Studies on the infusion-related side-effects of OKT3 (a murine anti-CD3 mAb) support our hypothesis of a pivotal role for complement in the pathogenesis of rituximab-induced side-effects. During treatment with OKT3, a profile of complement activation and cytokine release similar to our findings with rituximab has been described (Raasveld et al, 1993; Bemelman et al, 1994; Buysmann et al, 1997). Interestingly, Buysmann et al (1997) showed that by administering OKT3 as a 2-h infusion instead of an intravenous bolus injection, complement activation and side-effects significantly decreased, whereas the cytokine release was not changed. Furthermore, Raasveld et al (1993) demonstrated complement activation without the release of cytokines in one OKT-3 treated patient, and in this patient clinical side-effects were similar to the patients with increased cytokine levels (M. H. Raasveld, personal communication). Thus, these results in OKT3-treated patients support the importance of complement activation in the pathogenesis of side-effects observed during treatment with monoclonal antibodies.

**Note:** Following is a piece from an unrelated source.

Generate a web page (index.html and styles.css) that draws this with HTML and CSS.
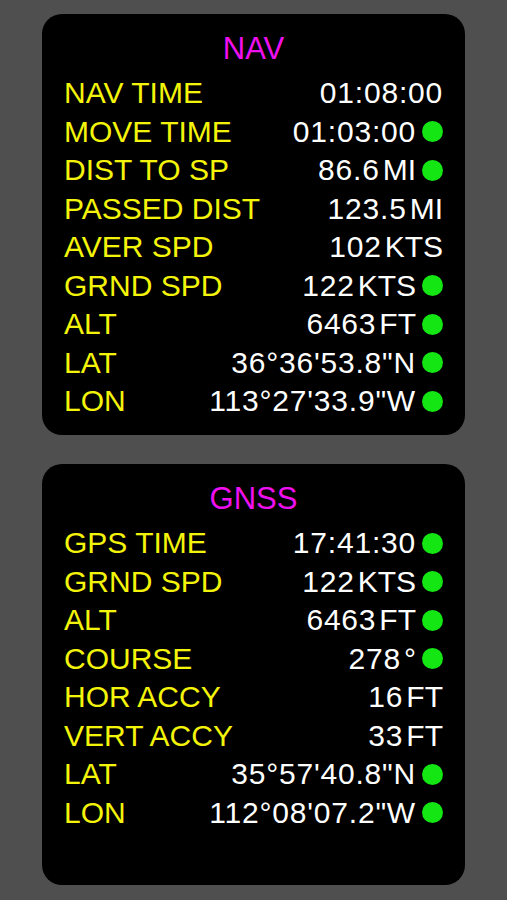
FILE: index.html
```html
<!DOCTYPE html>
<html>

<head>
  <title>Flight Data</title>
  <link rel="stylesheet" href="styles.css">
</head>

<body>
  <div class="screen">
    <div class="panel">
      <div class="title">NAV</div>
      <div class="row"><span class="label">NAV TIME</span><span class="value">01:08:00</span></div>
      <div class="row"><span class="label">MOVE TIME</span><span class="value">01:03:00</span><span class="dot"></span></div>
      <div class="row"><span class="label">DIST TO SP</span><span class="value">86.6<span class="unit">MI</span></span><span class="dot"></span></div>
      <div class="row"><span class="label">PASSED DIST</span><span class="value">123.5<span class="unit">MI</span></span></div>
      <div class="row"><span class="label">AVER SPD</span><span class="value">102<span class="unit">KTS</span></span></div>
      <div class="row"><span class="label">GRND SPD</span><span class="value">122<span class="unit">KTS</span></span><span class="dot"></span></div>
      <div class="row"><span class="label">ALT</span><span class="value">6463<span class="unit">FT</span></span><span class="dot"></span></div>
      <div class="row"><span class="label">LAT</span><span class="value">36°36'53.8"N</span><span class="dot"></span></div>
      <div class="row"><span class="label">LON</span><span class="value">113°27'33.9"W</span><span class="dot"></span></div>
    </div>

    <div class="panel">
      <div class="title">GNSS</div>
      <div class="row"><span class="label">GPS TIME</span><span class="value">17:41:30</span><span class="dot"></span></div>
      <div class="row"><span class="label">GRND SPD</span><span class="value">122<span class="unit">KTS</span></span><span class="dot"></span></div>
      <div class="row"><span class="label">ALT</span><span class="value">6463<span class="unit">FT</span></span><span class="dot"></span></div>
      <div class="row"><span class="label">COURSE</span><span class="value">278<span class="unit">°</span></span><span class="dot"></span></div>
      <div class="row"><span class="label">HOR ACCY</span><span class="value">16<span class="unit">FT</span></span></div>
      <div class="row"><span class="label">VERT ACCY</span><span class="value">33<span class="unit">FT</span></span></div>
      <div class="row"><span class="label">LAT</span><span class="value">35°57'40.8"N</span><span class="dot"></span></div>
      <div class="row"><span class="label">LON</span><span class="value">112°08'07.2"W</span><span class="dot"></span></div>
    </div>
  </div>
</body>

</html>
```

FILE: styles.css
```css
body {
  margin: 0;
  background-color: #4f4f4f;
  font-family: "Liberation Sans", Arial, sans-serif;
}

.screen {
  display: flex;
  flex-direction: column;
  gap: 29px;
  padding: 14px 0 0 42px;
}

.panel {
  box-sizing: border-box;
  width: 423px;
  height: 421px;
  padding: 16px 22px 0 22px;
  background-color: #000;
  border-radius: 20px;
}

.panel .title {
  height: 38px;
  line-height: 38px;
  margin-bottom: 6px;
  text-align: center;
  font-size: 31px;
  color: #ee10ee;
}

.panel .row {
  display: flex;
  align-items: center;
  height: 38.5px;
  font-size: 30px;
}

.panel .row .label {
  flex: 1;
  color: #f4f40a;
}

.panel .row .value {
  color: #fff;
  letter-spacing: 0.8px;
}

.panel .row .value .unit {
  margin-left: 3px;
  letter-spacing: 0;
}

.panel .row .dot {
  width: 21px;
  height: 21px;
  margin-left: 6px;
  border-radius: 50%;
  background-color: #14e614;
}
```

In a recent study in CLL patients, treatment with rituximab was associated with severe side-effects, which were described as a ‘cytokine–release syndrome’ (Winkler et al, 1999b). However, in these CLL patients, peak levels of cytokines were similar to levels in our study patients, who had only mild side-effects. This suggests that other factors, in addition to cytokines, may have played an important role in the pathogenesis of the side-effects in these CLL patients. Although not measured in the described study (Winkler et al, 1999b), high levels of complement activation products may have been responsible for the severity of the side-effects in these patients.

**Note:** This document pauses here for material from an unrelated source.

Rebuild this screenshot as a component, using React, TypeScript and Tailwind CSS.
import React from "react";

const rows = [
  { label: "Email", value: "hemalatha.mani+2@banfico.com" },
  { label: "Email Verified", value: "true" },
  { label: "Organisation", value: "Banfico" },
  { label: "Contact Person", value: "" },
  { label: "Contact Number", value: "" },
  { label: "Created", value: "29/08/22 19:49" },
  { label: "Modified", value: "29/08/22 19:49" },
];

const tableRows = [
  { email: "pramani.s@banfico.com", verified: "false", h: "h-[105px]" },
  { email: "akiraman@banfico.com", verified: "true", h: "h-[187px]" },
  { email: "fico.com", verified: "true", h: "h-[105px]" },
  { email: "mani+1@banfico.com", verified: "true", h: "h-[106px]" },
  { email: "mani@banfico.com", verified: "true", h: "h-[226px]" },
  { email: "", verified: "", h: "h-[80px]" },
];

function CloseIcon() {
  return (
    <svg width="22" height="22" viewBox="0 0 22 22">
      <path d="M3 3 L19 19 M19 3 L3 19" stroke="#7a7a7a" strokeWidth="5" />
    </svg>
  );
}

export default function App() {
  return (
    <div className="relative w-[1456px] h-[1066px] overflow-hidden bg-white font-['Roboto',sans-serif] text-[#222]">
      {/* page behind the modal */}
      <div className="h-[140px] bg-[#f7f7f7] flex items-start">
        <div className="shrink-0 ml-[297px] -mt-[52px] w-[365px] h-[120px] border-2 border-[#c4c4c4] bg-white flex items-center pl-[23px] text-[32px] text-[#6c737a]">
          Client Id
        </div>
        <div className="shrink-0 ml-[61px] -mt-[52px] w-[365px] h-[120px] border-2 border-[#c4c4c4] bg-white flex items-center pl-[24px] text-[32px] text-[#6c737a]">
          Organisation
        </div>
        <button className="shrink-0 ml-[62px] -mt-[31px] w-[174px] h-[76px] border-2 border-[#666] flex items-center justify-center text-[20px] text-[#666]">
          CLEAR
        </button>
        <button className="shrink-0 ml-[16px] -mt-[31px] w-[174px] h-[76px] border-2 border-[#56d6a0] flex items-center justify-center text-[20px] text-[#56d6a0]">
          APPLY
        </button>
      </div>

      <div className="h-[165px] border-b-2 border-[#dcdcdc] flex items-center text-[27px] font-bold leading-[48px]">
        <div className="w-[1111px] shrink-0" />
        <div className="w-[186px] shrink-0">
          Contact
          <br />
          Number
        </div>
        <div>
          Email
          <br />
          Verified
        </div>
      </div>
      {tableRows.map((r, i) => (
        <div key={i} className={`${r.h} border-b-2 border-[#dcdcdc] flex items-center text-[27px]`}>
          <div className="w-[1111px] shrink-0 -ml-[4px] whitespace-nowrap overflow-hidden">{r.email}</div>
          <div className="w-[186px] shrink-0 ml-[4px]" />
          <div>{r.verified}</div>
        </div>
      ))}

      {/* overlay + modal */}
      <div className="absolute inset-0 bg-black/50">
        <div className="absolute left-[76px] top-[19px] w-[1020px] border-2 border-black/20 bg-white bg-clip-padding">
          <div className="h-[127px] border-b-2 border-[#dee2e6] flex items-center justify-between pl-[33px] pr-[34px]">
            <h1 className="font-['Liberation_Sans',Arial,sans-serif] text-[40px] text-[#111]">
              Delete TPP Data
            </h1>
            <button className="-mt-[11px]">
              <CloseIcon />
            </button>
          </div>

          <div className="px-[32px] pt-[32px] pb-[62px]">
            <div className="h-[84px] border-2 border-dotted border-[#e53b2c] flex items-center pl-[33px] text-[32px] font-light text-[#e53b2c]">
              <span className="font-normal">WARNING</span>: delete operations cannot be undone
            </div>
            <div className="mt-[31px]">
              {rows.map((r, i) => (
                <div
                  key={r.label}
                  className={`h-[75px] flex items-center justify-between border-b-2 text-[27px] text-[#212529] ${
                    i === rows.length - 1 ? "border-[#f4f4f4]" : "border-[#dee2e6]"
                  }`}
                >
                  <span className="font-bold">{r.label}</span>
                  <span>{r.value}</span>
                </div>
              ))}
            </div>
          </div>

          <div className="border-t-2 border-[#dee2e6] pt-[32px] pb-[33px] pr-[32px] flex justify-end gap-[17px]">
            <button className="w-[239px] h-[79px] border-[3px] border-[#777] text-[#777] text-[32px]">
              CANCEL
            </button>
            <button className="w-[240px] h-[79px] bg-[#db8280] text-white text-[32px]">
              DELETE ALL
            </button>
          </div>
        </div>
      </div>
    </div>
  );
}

In the present study, patients were treated with a combination of rituximab and G-CSF. Importantly, although the three injections of G-CSF induced a significant increase in the number of neutrophils prior to onset of rituximab infusion, this was not accompanied by complement activation or increase in cytokines (Fig 2). Furthermore, side-effects observed during the present study (van der Kolk et al, 1998) were similar to those reported in low-grade NHL patients treated with rituximab monotherapy (McLaughlin et al, 1998). Therefore, it is unlikely that the administration of G-CSF essentially altered complement activation and cytokine release during the infusion of rituximab. Moreover, we think it is justified to conclude that complement activation plays an important role in the pathogenesis of side-effects of rituximab monotherapy as well.

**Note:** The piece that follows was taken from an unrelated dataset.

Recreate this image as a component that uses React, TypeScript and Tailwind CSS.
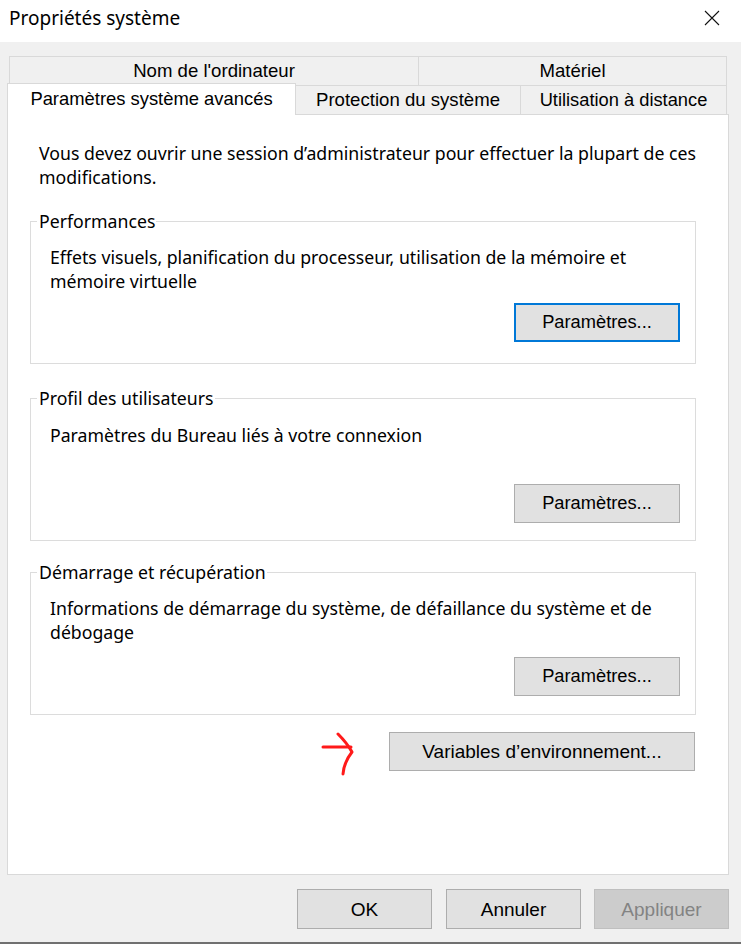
import React from "react";

const seg = { fontFamily: '"Noto Sans", "Open Sans", sans-serif' };
const ms = { fontFamily: '"Liberation Sans", Arial, sans-serif' };

function Btn({ children, focus, disabled, className = "" }: { children: React.ReactNode; focus?: boolean; disabled?: boolean; className?: string }) {
  const base = "flex items-center justify-center leading-none";
  const look = disabled
    ? "bg-[#cccccc] border border-[#bfbfbf] text-[#838383]"
    : focus
    ? "bg-[#e1e1e1] border-2 border-[#0078d7] text-black"
    : "bg-[#e1e1e1] border border-[#adadad] text-black";
  return (
    <div className={`${base} ${look} ${className}`} style={ms}>
      {children}
    </div>
  );
}

function Group({ legend, children, className = "" }: { legend: string; children: React.ReactNode; className?: string }) {
  return (
    <fieldset className={`border border-[#dcdcdc] w-[666px] ml-[22px] ${className}`}>
      <legend className="ml-[6px] pl-[2px] pr-[1px] text-[17.7px] leading-[24px] text-black" style={seg}>
        {legend}
      </legend>
      {children}
    </fieldset>
  );
}

export default function App() {
  return (
    <div className="w-[741px] h-[944px] bg-[#f0f0f0] flex flex-col overflow-hidden">
      {/* Title bar */}
      <div className="h-[42px] bg-white flex items-center justify-between pl-[9px] pr-[21px] shrink-0">
        <span className="text-[19px] text-black leading-none -mt-[6px]" style={seg}>
          Propriétés système
        </span>
        <svg width="16" height="16" viewBox="0 0 16 16" className="-mt-[6px]">
          <path d="M1 1 L15 15 M15 1 L1 15" stroke="#111" strokeWidth="1.1" fill="none" />
        </svg>
      </div>

      <div className="pl-[7px] pt-[14px] flex flex-col">
        {/* Tab row 1 */}
        <div className="flex ml-[2px] h-[29px]" style={ms}>
          <div className="w-[409px] border-l border-t border-[#d9d9d9] flex items-center justify-center text-[18.6px] text-black">
            Nom de l'ordinateur
          </div>
          <div className="w-[309px] border-l border-t border-r border-[#d9d9d9] flex items-center justify-center text-[18.6px] text-black">
            Matériel
          </div>
        </div>
        {/* Tab row 2 */}
        <div className="flex items-end -mt-[2px] -mb-px relative z-10 h-[32px]" style={ms}>
          <div className="w-[289px] h-[32px] bg-white border-l border-t border-r border-[#d9d9d9] flex items-center justify-center text-[18.4px] text-black pb-[2px]">
            Paramètres système avancés
          </div>
          <div className="w-[225px] h-[30px] border-t border-r border-b border-[#d9d9d9] flex items-center justify-center text-[18.6px] text-black">
            Protection du système
          </div>
          <div className="w-[206px] h-[30px] border-t border-r border-b border-[#d9d9d9] flex items-center justify-center text-[18.3px] text-black">
            Utilisation à distance
          </div>
        </div>

        {/* Panel */}
        <div className="w-[722px] h-[761px] bg-white border border-[#d9d9d9] flex flex-col pt-[26px]">
          <p className="pl-[31px] text-[17.7px] leading-[24px] text-black whitespace-nowrap" style={seg}>
            Vous devez ouvrir une session d’administrateur pour effectuer la plupart de ces
            <br />
            modifications.
          </p>

          <Group legend="Performances" className="mt-[20px] h-[155px]">
            <div className="flex flex-col pl-[19px] pr-[15px]">
              <p className="mt-[12px] text-[17.7px] leading-[24px] text-black whitespace-nowrap" style={seg}>
                Effets visuels, planification du processeur, utilisation de la mémoire et
                <br />
                mémoire virtuelle
              </p>
              <div className="flex justify-end mt-[10px]">
                <Btn focus className="w-[166px] h-[39px] text-[18.3px]">Paramètres...</Btn>
              </div>
            </div>
          </Group>

          <Group legend="Profil des utilisateurs" className="mt-[22px] h-[155px]">
            <div className="flex flex-col pl-[19px] pr-[15px]">
              <p className="mt-[13px] text-[17.7px] leading-[24px] text-black whitespace-nowrap" style={seg}>
                Paramètres du Bureau liés à votre connexion
              </p>
              <div className="flex justify-end mt-[37px]">
                <Btn className="w-[166px] h-[39px] text-[18.3px]">Paramètres...</Btn>
              </div>
            </div>
          </Group>

          <Group legend="Démarrage et récupération" className="mt-[19px] h-[155px]">
            <div className="flex flex-col pl-[19px] pr-[15px]">
              <p className="mt-[12px] text-[17.7px] leading-[24px] text-black whitespace-nowrap" style={seg}>
                Informations de démarrage du système, de défaillance du système et de
                <br />
                débogage
              </p>
              <div className="flex justify-end mt-[13px]">
                <Btn className="w-[166px] h-[39px] text-[18.3px]">Paramètres...</Btn>
              </div>
            </div>
          </Group>

          <div className="flex items-start mt-[17px] pl-[313px]">
            <svg width="40" height="46" viewBox="0 0 40 46" className="-mt-[1px]">
              <path d="M2 16 L30 16" stroke="#ff1a1a" strokeWidth="3" strokeLinecap="round" fill="none" />
              <path d="M17 3 Q26 12 31 21 Q23 31 22 43" stroke="#ff1a1a" strokeWidth="3" strokeLinecap="round" strokeLinejoin="round" fill="none" />
            </svg>
            <Btn className="ml-[28px] w-[306px] h-[39px] text-[19px]">Variables d’environnement...</Btn>
          </div>
        </div>

        {/* Bottom buttons */}
        <div className="flex mt-[14px] pl-[290px] gap-[14px]">
          <Btn className="w-[135px] h-[40px] text-[19px]">OK</Btn>
          <Btn className="w-[135px] h-[40px] text-[19px]">Annuler</Btn>
          <Btn disabled className="w-[135px] h-[40px] -ml-px text-[19px]">Appliquer</Btn>
        </div>
      </div>

      <div className="mt-auto h-[2px] bg-[#707070]" />
    </div>
  );
}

In contrast to cytokine release, complement activation cannot be prevented by corticosteroids (Jansen et al, 1991; Raasveld et al, 1993; Bemelman et al, 1994). One possibility to decrease complement activation during mAb infusion is by lowering the infusion rate of the antibody (Buysmann et al, 1997; IDEC Pharmaceuticals Corporation & Genentech Corporation, 1999), as has been applied to CLL patients treated with rituximab (Winkler et al, 1999b). However, despite this strategy, first-dose side-effects during rituximab treatment can still be life threatening in patients with high numbers of circulating tumour cells. Hence, it may be relevant to investigate the role of complement inhibitors (Hack et al, 1993) during the first rituximab infusion, especially in patients with high numbers of circulating tumour cells, as they are at risk of severe first-dose side-effects.

Recently, an important role for complement-dependent cytotoxicity in the efficacy of rituximab was claimed, leading to the suggestion of enhancing the efficacy of rituximab by enhancing complement lysis (Golay et al, 2000; Harjunpaa et al, 2000). However, other studies showed the importance of FcγR mechanisms for the efficacy of rituximab (Clynes et al, 2000). Thus, although the most important mechanism of action of rituximab in vivo has not yet been established, it is likely that not only its safety but also its efficacy is to some extent affected by complement. Therefore, studies investigating complement inhibitors in order to improve safety should carefully analyse the potential effects on clinical efficacy. Alternatively, studies exploring strategies to enhance complement activation should be aware of the possibility of increased toxicity.